Prompt | Copy all of the material word for word, except for the pictures.

╭─ Raw data

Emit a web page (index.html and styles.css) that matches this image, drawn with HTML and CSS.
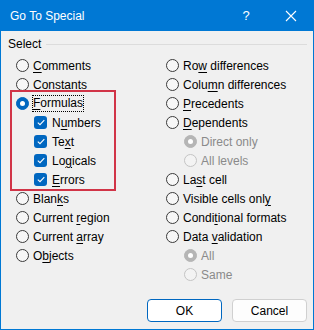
FILE: index.html
```html
<!DOCTYPE html>
<html>
<head>
<meta charset="utf-8">
<link rel="stylesheet" href="styles.css">
</head>
<body>
<div class="window">
  <div class="titlebar">
    <span class="title">Go To Special</span>
    <span class="tb-help">?</span>
    <span class="tb-close"><svg width="12" height="12" viewBox="0 0 12 12"><path d="M1 1L11 11M11 1L1 11" stroke="#fff" stroke-width="1.1" fill="none"/></svg></span>
  </div>
  <div class="content">
    <div class="group-head"><span>Select</span><div class="rule"></div></div>
    <div class="cols">
      <div class="col left">
        <div class="row"><span class="radio"></span><span><u>C</u>omments</span></div>
        <div class="row"><span class="radio"></span><span>Co<u>n</u>stants</span></div>
        <div class="row"><span class="radio on"></span><span class="focus"><u>F</u>ormulas</span></div>
        <div class="row sub"><span class="check"><svg width="8" height="7" viewBox="0 0 8 7"><path d="M0.8 3.6L3 5.7L7.3 1.2" stroke="#fff" stroke-width="1.1" fill="none"/></svg></span><span>N<u>u</u>mbers</span></div>
        <div class="row sub"><span class="check"><svg width="8" height="7" viewBox="0 0 8 7"><path d="M0.8 3.6L3 5.7L7.3 1.2" stroke="#fff" stroke-width="1.1" fill="none"/></svg></span><span>Te<u>x</u>t</span></div>
        <div class="row sub"><span class="check"><svg width="8" height="7" viewBox="0 0 8 7"><path d="M0.8 3.6L3 5.7L7.3 1.2" stroke="#fff" stroke-width="1.1" fill="none"/></svg></span><span>Lo<u>g</u>icals</span></div>
        <div class="row sub"><span class="check"><svg width="8" height="7" viewBox="0 0 8 7"><path d="M0.8 3.6L3 5.7L7.3 1.2" stroke="#fff" stroke-width="1.1" fill="none"/></svg></span><span><u>E</u>rrors</span></div>
        <div class="row"><span class="radio"></span><span>Blan<u>k</u>s</span></div>
        <div class="row"><span class="radio"></span><span>Current <u>r</u>egion</span></div>
        <div class="row"><span class="radio"></span><span>Current <u>a</u>rray</span></div>
        <div class="row"><span class="radio"></span><span>O<u>b</u>jects</span></div>
        <div class="highlight"></div>
      </div>
      <div class="col right">
        <div class="row"><span class="radio"></span><span>Ro<u>w</u> differences</span></div>
        <div class="row"><span class="radio"></span><span>Colu<u>m</u>n differences</span></div>
        <div class="row"><span class="radio"></span><span><u>P</u>recedents</span></div>
        <div class="row"><span class="radio"></span><span><u>D</u>ependents</span></div>
        <div class="row sub dis"><span class="radio on"></span><span>Direct only</span></div>
        <div class="row sub dis"><span class="radio"></span><span>All levels</span></div>
        <div class="row"><span class="radio"></span><span>La<u>s</u>t cell</span></div>
        <div class="row"><span class="radio"></span><span>Visible cells onl<u>y</u></span></div>
        <div class="row"><span class="radio"></span><span>Condi<u>t</u>ional formats</span></div>
        <div class="row"><span class="radio"></span><span>Data <u>v</u>alidation</span></div>
        <div class="row sub dis"><span class="radio on"></span><span>All</span></div>
        <div class="row sub dis"><span class="radio"></span><span>Same</span></div>
      </div>
    </div>
    <div class="buttons">
      <button class="btn default">OK</button>
      <button class="btn">Cancel</button>
    </div>
  </div>
</div>
</body>
</html>
```
FILE: styles.css
```css
html, body { margin: 0; padding: 0; }
body { background: #f0f0f0; font-family: "Liberation Sans", Arial, sans-serif; font-size: 12px; color: #000; }
.window {
  width: 314px; height: 330px; box-sizing: border-box;
  border: 1px solid #0078d4; border-top: none;
  background: #f0f0f0; display: flex; flex-direction: column;
}
.titlebar {
  height: 31px; background: #0078d4; color: #fff;
  display: flex; align-items: center; margin: 0 -1px;
  padding-left: 10px;
}
.title { font-size: 12px; flex: 1; }
.tb-help { width: 30px; text-align: center; font-size: 13px; margin-right: 15px; }
.tb-close { width: 30px; display: flex; justify-content: center; margin-right: 8px; }
.content { flex: 1; display: flex; flex-direction: column; padding: 5px 6px 0 7px; }
.group-head { display: flex; align-items: center; height: 16px; }
.group-head span { line-height: 16px; }
.rule { flex: 1; height: 1px; background: #dcdcdc; margin-left: 5px; margin-right: 0; }
.cols { display: flex; margin-top: 4px; }
.col { display: flex; flex-direction: column; position: relative; }
.col.left { width: 158px; box-sizing: border-box; padding-left: 8px; }
.col.right { padding-left: 0; }
.row { height: 19px; display: flex; align-items: center; gap: 4px; }
.row.sub { padding-left: 18px; }
.radio {
  width: 13px; height: 13px; box-sizing: border-box; border-radius: 50%;
  border: 1px solid #3a3a3a; background: #f7f7f7; flex: none;
}
.radio.on { background: #0067c0; border-color: #0067c0; position: relative; }
.radio.on::after {
  content: ""; position: absolute; left: 3px; top: 3px; width: 5px; height: 5px;
  border-radius: 50%; background: #fff;
}
.dis { color: #8a8a8a; }
.dis .radio { border-color: #c4c4c4; background: #f3f3f3; }
.dis .radio.on { background: #b5b5b5; border-color: #b5b5b5; }
.check {
  width: 13px; height: 13px; border-radius: 3px; background: #0067c0; flex: none;
  display: flex; align-items: center; justify-content: center; margin-right: 1px;
}
u { text-decoration-thickness: 1px; text-underline-offset: 2px; }
.focus { outline: 1px dotted #000; outline-offset: 0; line-height: 15px; }
.highlight {
  position: absolute; left: 2px; top: 34px; width: 102px; height: 97px;
  border: 2px solid #d13447; pointer-events: none;
}
.buttons { margin-top: auto; display: flex; justify-content: flex-end; gap: 10px; padding-bottom: 7px; }
.btn {
  width: 75px; height: 23px; box-sizing: border-box; border-radius: 4px;
  font-family: "Liberation Sans", Arial, sans-serif; font-size: 12px; color: #000; padding: 0;
  background: #fdfdfd; border: 1px solid #d0d0d0;
}
.btn.default { border-color: #0067c0; background: #fff; }
```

╰─

The output |
Emit a web page (index.html and styles.css) that matches this image, drawn with HTML and CSS.
FILE: index.html
```html
<!DOCTYPE html>
<html>
<head>
<meta charset="utf-8">
<link rel="stylesheet" href="styles.css">
</head>
<body>
<div class="window">
  <div class="titlebar">
    <span class="title">Go To Special</span>
    <span class="tb-help">?</span>
    <span class="tb-close"><svg width="12" height="12" viewBox="0 0 12 12"><path d="M1 1L11 11M11 1L1 11" stroke="#fff" stroke-width="1.1" fill="none"/></svg></span>
  </div>
  <div class="content">
    <div class="group-head"><span>Select</span><div class="rule"></div></div>
    <div class="cols">
      <div class="col left">
        <div class="row"><span class="radio"></span><span><u>C</u>omments</span></div>
        <div class="row"><span class="radio"></span><span>Co<u>n</u>stants</span></div>
        <div class="row"><span class="radio on"></span><span class="focus"><u>F</u>ormulas</span></div>
        <div class="row sub"><span class="check"><svg width="8" height="7" viewBox="0 0 8 7"><path d="M0.8 3.6L3 5.7L7.3 1.2" stroke="#fff" stroke-width="1.1" fill="none"/></svg></span><span>N<u>u</u>mbers</span></div>
        <div class="row sub"><span class="check"><svg width="8" height="7" viewBox="0 0 8 7"><path d="M0.8 3.6L3 5.7L7.3 1.2" stroke="#fff" stroke-width="1.1" fill="none"/></svg></span><span>Te<u>x</u>t</span></div>
        <div class="row sub"><span class="check"><svg width="8" height="7" viewBox="0 0 8 7"><path d="M0.8 3.6L3 5.7L7.3 1.2" stroke="#fff" stroke-width="1.1" fill="none"/></svg></span><span>Lo<u>g</u>icals</span></div>
        <div class="row sub"><span class="check"><svg width="8" height="7" viewBox="0 0 8 7"><path d="M0.8 3.6L3 5.7L7.3 1.2" stroke="#fff" stroke-width="1.1" fill="none"/></svg></span><span><u>E</u>rrors</span></div>
        <div class="row"><span class="radio"></span><span>Blan<u>k</u>s</span></div>
        <div class="row"><span class="radio"></span><span>Current <u>r</u>egion</span></div>
        <div class="row"><span class="radio"></span><span>Current <u>a</u>rray</span></div>
        <div class="row"><span class="radio"></span><span>O<u>b</u>jects</span></div>
        <div class="highlight"></div>
      </div>
      <div class="col right">
        <div class="row"><span class="radio"></span><span>Ro<u>w</u> differences</span></div>
        <div class="row"><span class="radio"></span><span>Colu<u>m</u>n differences</span></div>
        <div class="row"><span class="radio"></span><span><u>P</u>recedents</span></div>
        <div class="row"><span class="radio"></span><span><u>D</u>ependents</span></div>
        <div class="row sub dis"><span class="radio on"></span><span>Direct only</span></div>
        <div class="row sub dis"><span class="radio"></span><span>All levels</span></div>
        <div class="row"><span class="radio"></span><span>La<u>s</u>t cell</span></div>
        <div class="row"><span class="radio"></span><span>Visible cells onl<u>y</u></span></div>
        <div class="row"><span class="radio"></span><span>Condi<u>t</u>ional formats</span></div>
        <div class="row"><span class="radio"></span><span>Data <u>v</u>alidation</span></div>
        <div class="row sub dis"><span class="radio on"></span><span>All</span></div>
        <div class="row sub dis"><span class="radio"></span><span>Same</span></div>
      </div>
    </div>
    <div class="buttons">
      <button class="btn default">OK</button>
      <button class="btn">Cancel</button>
    </div>
  </div>
</div>
</body>
</html>
```
FILE: styles.css
```css
html, body { margin: 0; padding: 0; }
body { background: #f0f0f0; font-family: "Liberation Sans", Arial, sans-serif; font-size: 12px; color: #000; }
.window {
  width: 314px; height: 330px; box-sizing: border-box;
  border: 1px solid #0078d4; border-top: none;
  background: #f0f0f0; display: flex; flex-direction: column;
}
.titlebar {
  height: 31px; background: #0078d4; color: #fff;
  display: flex; align-items: center; margin: 0 -1px;
  padding-left: 10px;
}
.title { font-size: 12px; flex: 1; }
.tb-help { width: 30px; text-align: center; font-size: 13px; margin-right: 15px; }
.tb-close { width: 30px; display: flex; justify-content: center; margin-right: 8px; }
.content { flex: 1; display: flex; flex-direction: column; padding: 5px 6px 0 7px; }
.group-head { display: flex; align-items: center; height: 16px; }
.group-head span { line-height: 16px; }
.rule { flex: 1; height: 1px; background: #dcdcdc; margin-left: 5px; margin-right: 0; }
.cols { display: flex; margin-top: 4px; }
.col { display: flex; flex-direction: column; position: relative; }
.col.left { width: 158px; box-sizing: border-box; padding-left: 8px; }
.col.right { padding-left: 0; }
.row { height: 19px; display: flex; align-items: center; gap: 4px; }
.row.sub { padding-left: 18px; }
.radio {
  width: 13px; height: 13px; box-sizing: border-box; border-radius: 50%;
  border: 1px solid #3a3a3a; background: #f7f7f7; flex: none;
}
.radio.on { background: #0067c0; border-color: #0067c0; position: relative; }
.radio.on::after {
  content: ""; position: absolute; left: 3px; top: 3px; width: 5px; height: 5px;
  border-radius: 50%; background: #fff;
}
.dis { color: #8a8a8a; }
.dis .radio { border-color: #c4c4c4; background: #f3f3f3; }
.dis .radio.on { background: #b5b5b5; border-color: #b5b5b5; }
.check {
  width: 13px; height: 13px; border-radius: 3px; background: #0067c0; flex: none;
  display: flex; align-items: center; justify-content: center; margin-right: 1px;
}
u { text-decoration-thickness: 1px; text-underline-offset: 2px; }
.focus { outline: 1px dotted #000; outline-offset: 0; line-height: 15px; }
.highlight {
  position: absolute; left: 2px; top: 34px; width: 102px; height: 97px;
  border: 2px solid #d13447; pointer-events: none;
}
.buttons { margin-top: auto; display: flex; justify-content: flex-end; gap: 10px; padding-bottom: 7px; }
.btn {
  width: 75px; height: 23px; box-sizing: border-box; border-radius: 4px;
  font-family: "Liberation Sans", Arial, sans-serif; font-size: 12px; color: #000; padding: 0;
  background: #fdfdfd; border: 1px solid #d0d0d0;
}
.btn.default { border-color: #0067c0; background: #fff; }
```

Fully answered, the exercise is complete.